Holding — Vukasin, J.
- The U.S. District Court for the Northern District of California held that the government's delay did not violate the claimants' due process rights and that Kraitamchitkul had violated the currency reporting requirements.
Rule
- A delay in initiating judicial forfeiture proceedings does not violate due process rights if justified by the circumstances and the claimants have not shown prejudice, and failing to file required currency reports constitutes a violation of the law regardless of knowledge of the reporting requirement.
Reasoning
- The U.S. District Court reasoned that the delay of approximately sixteen months before the commencement of judicial forfeiture proceedings was justified by several factors.
- Notably, the pendency of criminal proceedings related to Kraitamchitkul's actions contributed to the delay, as his attorney had requested that the government not interview Kraitamchitkul until after the criminal trial.
- The court evaluated the claimants' assertion of their rights and found that DeMassa had waived the right to an expeditious referral to judicial proceedings.
- Moreover, the court determined that the claimants had not shown any prejudice due to the delay.
- Regarding the violation of currency reporting requirements, the court concluded that Kraitamchitkul had reached the "time of departure" when he approached the security checkpoint and had not filed the necessary report.
- The court rejected the claimants' argument that knowledge of the reporting requirement was necessary for forfeiture, emphasizing that Kraitamchitkul's transport of the currency without reporting it constituted a violation of the law.
Deep Dive: How the Court Reached Its Decision
Court's Analysis of Due Process Rights
The court evaluated the claimants' argument regarding the delay in initiating judicial forfeiture proceedings, which lasted approximately sixteen months. To determine if this delay violated due process rights, the court applied the four-factor test from the U.S. Supreme Court's decision in United States v. Eight Thousand Eight Hundred and Fifty Dollars ($8,850). The first factor considered was the length of the delay, which the court acknowledged as substantial. However, the second factor, the reason for the delay, provided critical justification as the delay coincided with ongoing criminal proceedings against Kraitamchitkul. The court noted that Kraitamchitkul's attorney had requested that the government refrain from interviewing him until after the conclusion of the criminal trial, which contributed to the delay. The court also observed that the claimants had not actively sought prompt judicial proceedings; DeMassa had waived the right to an expeditious referral to judicial action. Furthermore, the court found that the claimants failed to demonstrate any actual prejudice resulting from the delay. Ultimately, the court concluded that the government's delay did not amount to a violation of the claimants' due process rights based on the factors evaluated.
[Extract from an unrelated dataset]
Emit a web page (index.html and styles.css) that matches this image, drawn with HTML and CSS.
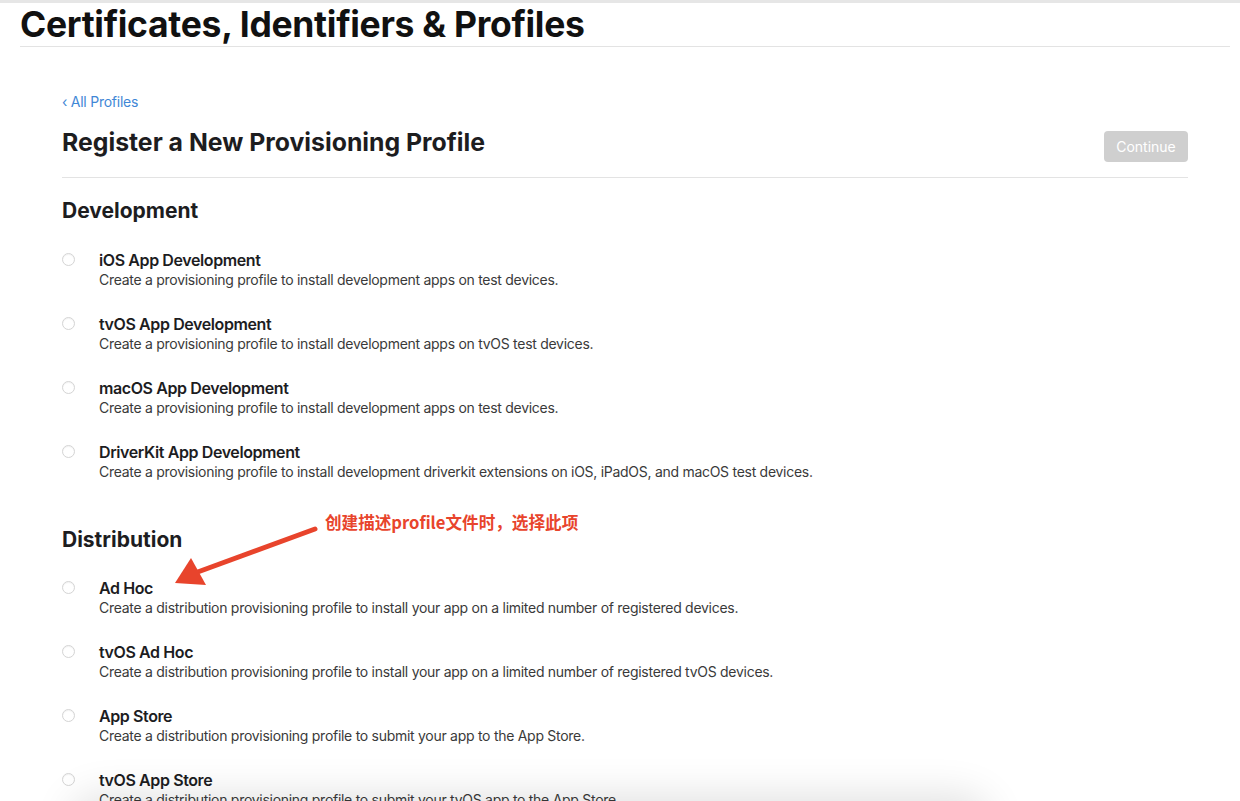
FILE: index.html
```html
<!DOCTYPE html>
<html>
<head>
  <title>Register a New Provisioning Profile</title>
  <link rel="stylesheet" href="styles.css">
</head>
<body>
  <div class="topbar"></div>
  <header class="page-header">
    <h1>Certificates, Identifiers &amp; Profiles</h1>
  </header>

  <main class="content">
    <a class="back-link" href="#">&lsaquo; All Profiles</a>

    <div class="title-row">
      <h2>Register a New Provisioning Profile</h2>
      <button type="button" class="continue" disabled>Continue</button>
    </div>

    <section class="group">
      <h3>Development</h3>
      <ul class="options">
        <li>
          <span class="radio"></span>
          <div>
            <div class="opt-title">iOS App Development</div>
            <div class="opt-desc">Create a provisioning profile to install development apps on test devices.</div>
          </div>
        </li>
        <li>
          <span class="radio"></span>
          <div>
            <div class="opt-title">tvOS App Development</div>
            <div class="opt-desc">Create a provisioning profile to install development apps on tvOS test devices.</div>
          </div>
        </li>
        <li>
          <span class="radio"></span>
          <div>
            <div class="opt-title">macOS App Development</div>
            <div class="opt-desc">Create a provisioning profile to install development apps on test devices.</div>
          </div>
        </li>
        <li>
          <span class="radio"></span>
          <div>
            <div class="opt-title">DriverKit App Development</div>
            <div class="opt-desc">Create a provisioning profile to install development driverkit extensions on iOS, iPadOS, and macOS test devices.</div>
          </div>
        </li>
      </ul>
    </section>

    <section class="group">
      <h3>Distribution</h3>
      <ul class="options">
        <li>
          <span class="radio"></span>
          <div>
            <div class="opt-title">Ad Hoc</div>
            <div class="opt-desc">Create a distribution provisioning profile to install your app on a limited number of registered devices.</div>
          </div>
        </li>
        <li>
          <span class="radio"></span>
          <div>
            <div class="opt-title">tvOS Ad Hoc</div>
            <div class="opt-desc">Create a distribution provisioning profile to install your app on a limited number of registered tvOS devices.</div>
          </div>
        </li>
        <li>
          <span class="radio"></span>
          <div>
            <div class="opt-title">App Store</div>
            <div class="opt-desc">Create a distribution provisioning profile to submit your app to the App Store.</div>
          </div>
        </li>
        <li>
          <span class="radio"></span>
          <div>
            <div class="opt-title">tvOS App Store</div>
            <div class="opt-desc">Create a distribution provisioning profile to submit your tvOS app to the App Store.</div>
          </div>
        </li>
      </ul>
    </section>
  </main>

  <!-- red annotation pointing at Ad Hoc -->
  <div class="note">创建描述profile文件时，选择此项</div>
  <svg class="note-arrow" width="160" height="70" viewBox="0 0 160 70">
    <line x1="150" y1="8" x2="30" y2="52" stroke="#e8442c" stroke-width="5" stroke-linecap="round"/>
    <polygon points="10,62 26,37 41,64" fill="#e8442c"/>
  </svg>

  <div class="bottom-shade"></div>
</body>
</html>
```

FILE: styles.css
```css
body {
  margin: 0;
  font-family: Inter, "Noto Sans", "Noto Sans CJK SC", sans-serif;
  color: #1d1d1f;
  background: #fff;
  overflow: hidden;
  height: 801px;
  position: relative;
}

.topbar {
  height: 3px;
  background: #e6e6e6;
}

.page-header {
  margin: 0 10px 0 20px;
  border-bottom: 1px solid #e3e3e3;
}

.page-header h1 {
  margin: 0;
  font-size: 35.5px;
  line-height: 43px;
  font-weight: 700;
  letter-spacing: -0.3px;
  color: #111;
}

.content {
  margin: 0 52px 0 62px;
  padding-top: 45px;
}

.back-link {
  display: block;
  font-size: 14px;
  line-height: 20px;
  letter-spacing: -0.25px;
  color: #3f87d6;
  text-decoration: none;
}

.title-row {
  display: flex;
  justify-content: space-between;
  align-items: flex-start;
  margin-top: 15px;
  padding-bottom: 15px;
  border-bottom: 1px solid #e3e3e3;
}

.title-row h2 {
  margin: 0;
  font-size: 24.8px;
  line-height: 30px;
  font-weight: 700;
  color: #1d1d1f;
}

.continue {
  margin-top: 4px;
  width: 84px;
  height: 31px;
  border: none;
  border-radius: 4px;
  background: #cfcfcf;
  color: #fff;
  font-family: inherit;
  font-size: 14px;
}

.group h3 {
  margin: 20px 0 26px;
  font-size: 21px;
  line-height: 26px;
  font-weight: 700;
  color: #1d1d1f;
}

.group + .group h3 {
  margin-top: 45px;
  margin-bottom: 25px;
}

.options {
  list-style: none;
  margin: 0;
  padding: 0;
}

.options li {
  display: flex;
  gap: 24px;
  margin-bottom: 24px;
}

.radio {
  flex: none;
  width: 11px;
  height: 11px;
  margin-top: 3px;
  border: 1px solid #d4d4d4;
  border-radius: 50%;
  background: #fff;
  box-shadow: inset 0 1px 1px rgba(0, 0, 0, 0.05);
}

.opt-title {
  font-size: 16px;
  line-height: 20px;
  font-weight: 600;
  letter-spacing: -0.4px;
  color: #1d1d1f;
}

.opt-desc {
  font-size: 14px;
  line-height: 20px;
  letter-spacing: -0.28px;
  color: #3a3a3a;
}

.note {
  position: absolute;
  left: 325px;
  top: 511px;
  font-size: 16.6px;
  line-height: 22px;
  font-weight: 700;
  color: #e8442c;
  font-family: "Noto Sans CJK SC", sans-serif;
}

.note-arrow {
  position: absolute;
  left: 165px;
  top: 521px;
}

.bottom-shade {
  position: absolute;
  left: 80px;
  width: 900px;
  top: 805px;
  height: 40px;
  border-radius: 20px;
  box-shadow: 0 0 40px 10px rgba(0, 0, 0, 0.12);
}
```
Assessment of Currency Reporting Violations
The court addressed the claimants' assertion that Kraitamchitkul had not violated the currency reporting requirements under 31 U.S.C. § 5316. The key issue was whether Kraitamchitkul had reached the "time of departure" when he approached the security checkpoint at the airport. The court referred to the relevant regulation that defined this critical point as the moment of departure from the United States. By examining previous case law, the court determined that Kraitamchitkul had indeed manifested a commitment to leave the country by checking in for his flight, obtaining a boarding pass, and arriving at the security checkpoint. The court ruled that he had failed to file the required currency report before this point. Despite the claimants' argument regarding knowledge of the reporting requirement, the court clarified that such knowledge was not necessary for a violation to occur. Kraitamchitkul's actions of transporting a large sum of unreported currency without filing the necessary report constituted a clear violation of the law. The court ultimately found in favor of the government regarding the forfeiture of the seized currency based on this violation.
Conclusion of the Court's Findings
In summary, the court upheld the government's position that the delay in filing for judicial forfeiture did not infringe upon the claimants' due process rights, given the context of the ongoing criminal proceedings and the lack of demonstrable prejudice. Furthermore, the court confirmed that Kraitamchitkul had violated the reporting requirements by failing to file the necessary forms when transporting currency out of the United States. The court emphasized that Kraitamchitkul had reached the critical point of departure without fulfilling his legal obligations regarding currency reporting. As a result, the court granted summary judgment in favor of the United States, affirming the forfeiture of the currency seized. The court's ruling highlights the importance of adhering to statutory requirements when transporting large sums of money internationally and the implications of procedural delays in forfeiture cases. Thus, the court ordered the seized currency to be forfeited to the government, concluding the forfeiture action.